The Muslim-majority principle as embodied in the Lahore Resolution was applied in a strangely wayward manner in Bengal. Murshidabad, which had a 75-percent Muslim majority, was awarded to India because the two Muslim League representatives, Pakistan’s first advocate general, Muhammad Wasim, and Hamidul Haq Chowdhry, later to become foreign minister, were unable to present Pakistan’s case effectively before the Boundary Commission. Similarly, the Muslim-majority Malda district, whose inhabitants had even hoisted the Pakistani flag before the Radcliffe Award was announced, was also ceded to India.
With these setbacks, the two Muslim League advocates were replaced and Fazlul Haq was requested to argue the case in respect of Hindu-majority Khulna which, despite the odds, was eventually given to Pakistan. Fazlul Haq, who had earlier been expelled from the Muslim League because of the machinations against him by Khwaja Nazimuddin and Husayn Shaheed Suhrawardy, both of whom were subsequently to become prime ministers of Pakistan, also implored the League leadership not to hand over Calcutta on a silver platter to India.
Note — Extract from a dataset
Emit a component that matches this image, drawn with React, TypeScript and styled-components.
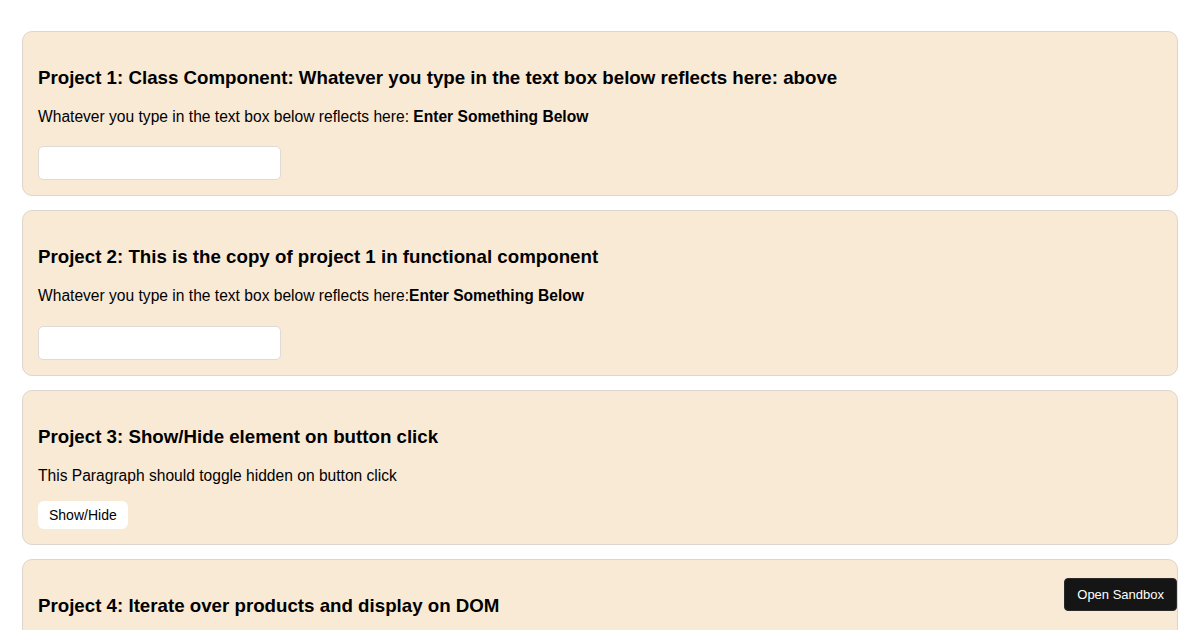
import React, { useState } from "react";
import styled, { createGlobalStyle } from "styled-components";

const GlobalStyle = createGlobalStyle`
  body {
    margin: 8px;
    font-family: "Liberation Sans", Arial, sans-serif;
    color: #000;
    background: #fff;
  }
`;

const Page = styled.div`
  display: flex;
  flex-direction: column;
  gap: 14px;
  padding: 23px 14px 0;
`;

const Card = styled.section`
  background: #f9ead6;
  border: 1px solid #dcd6ce;
  border-radius: 10px;
  padding: 15px;
`;

const Title = styled.h3`
  font-size: 18.72px;
  font-weight: bold;
  margin: 20px 0 19px;
`;

const Text = styled.p<{ $hidden?: boolean }>`
  font-size: 15.6px;
  margin: 0;
  visibility: ${(p) => (p.$hidden ? "hidden" : "visible")};
`;

const Field = styled.input`
  display: block;
  box-sizing: border-box;
  width: 243px;
  height: 34px;
  margin-top: 20.4px;
  border: 1px solid #dedad5;
  border-radius: 5px;
  background: #fff;
  font: inherit;
  padding: 0 8px;
`;

const Toggle = styled.button`
  display: block;
  height: 28px;
  padding: 0 11px;
  border: none;
  border-radius: 6px;
  background: #fff;
  font-family: "Liberation Sans", Arial, sans-serif;
  font-size: 14px;
  color: #000;
  margin: 16px 0 0.4px;
`;

const Products = styled.ul`
  margin: 0;
  padding-left: 20px;
`;

const SandboxButton = styled.a`
  position: fixed;
  right: 23px;
  bottom: 19px;
  box-sizing: border-box;
  height: 33px;
  padding: 0 12px 0 12px;
  display: flex;
  align-items: center;
  background: #151515;
  color: #fff;
  border: 1px solid #2a2a2a;
  border-radius: 4px;
  font-size: 13px;
  text-decoration: none;
`;

export default function App() {
  const [first, setFirst] = useState("");
  const [second, setSecond] = useState("");
  const [shown, setShown] = useState(true);

  return (
    <>
      <GlobalStyle />
      <Page>
        <Card>
          <Title>
            Project 1: Class Component: Whatever you type in the text box below reflects here: {first || "above"}
          </Title>
          <Text>
            Whatever you type in the text box below reflects here: <b>{first || "Enter Something Below"}</b>
          </Text>
          <Field value={first} onChange={(e) => setFirst(e.target.value)} />
        </Card>
        <Card>
          <Title>Project 2: This is the copy of project 1 in functional component</Title>
          <Text>
            Whatever you type in the text box below reflects here:<b>{second || "Enter Something Below"}</b>
          </Text>
          <Field value={second} onChange={(e) => setSecond(e.target.value)} />
        </Card>
        <Card>
          <Title>Project 3: Show/Hide element on button click</Title>
          <Text $hidden={!shown}>This Paragraph should toggle hidden on button click</Text>
          <Toggle onClick={() => setShown(!shown)}>Show/Hide</Toggle>
        </Card>
        <Card>
          <Title>Project 4: Iterate over products and display on DOM</Title>
          <Products>
            <li>Product 1</li>
            <li>Product 2</li>
            <li>Product 3</li>
          </Products>
        </Card>
      </Page>
      <SandboxButton href="#">Open Sandbox</SandboxButton>
    </>
  );
}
He argued that the metropolis owed its glory to the whole of Muslim-majority Bengal, but his appeal fell on deaf ears.
In 1945, a student at Aligarh University wrote to Fazlul Haq, accusing him of abandoning the Muslim League. In his reply, on Oct 13, Fazlul Haq, said that he stood by “the Resolution whose wording I drafted and which I moved at the Lahore Session of the Muslim League...It is a pity that Muslim leaders do not understand what Pakistan means and merely shout slogans to catch the fancy of Musalmans.” He also wrote that he was ready to rejoin the League if the ban against him was removed.
It is significant that none of the speakers at the Muslim League session which adopted the Lahore Resolution mentioned the need for an Islamic government or the imposition of shariah. The Quaid-e-Azam also repeatedly emphasised that he had never envisaged Pakistan as a theocratic state. Yet, on March 12, 1949, barely six months after his death, the non-representative Constituent Assembly adopted the 10-point Objectives Resolution, which pledged that the future constitution would be underpinned by the tenets of Islam.
Since then, as Fazlul Haq had previously lamented, Pakistani political leaders have exploited Islam. Even worse, extremists and terrorist groups have distorted its teachings to justify cold-blooded murder. In 2010 alone, there were 2,113 terrorist-related incidents in the country. Drastic measures are required. Bangladesh responded to the threat by banning religious political parties on July 28, 2010, and this decision has been accepted by its people.
The founding fathers of Pakistan were men of exception ability. Like all mortals they had their failings, but these were never fatal to their commitment to the people, and neither did they hesitate to admit their mistakes. Shortly before his death on April 27, 1962, Fazlul Haq wrote: “I have my hours of penance and regret. I am introspective enough to take an interest in the examination of my own conscience... Disappointments have not cured me of an ineradicable romanticism. If at time I am sorry for something I have done, remorse assails me only for the things I have left undone.”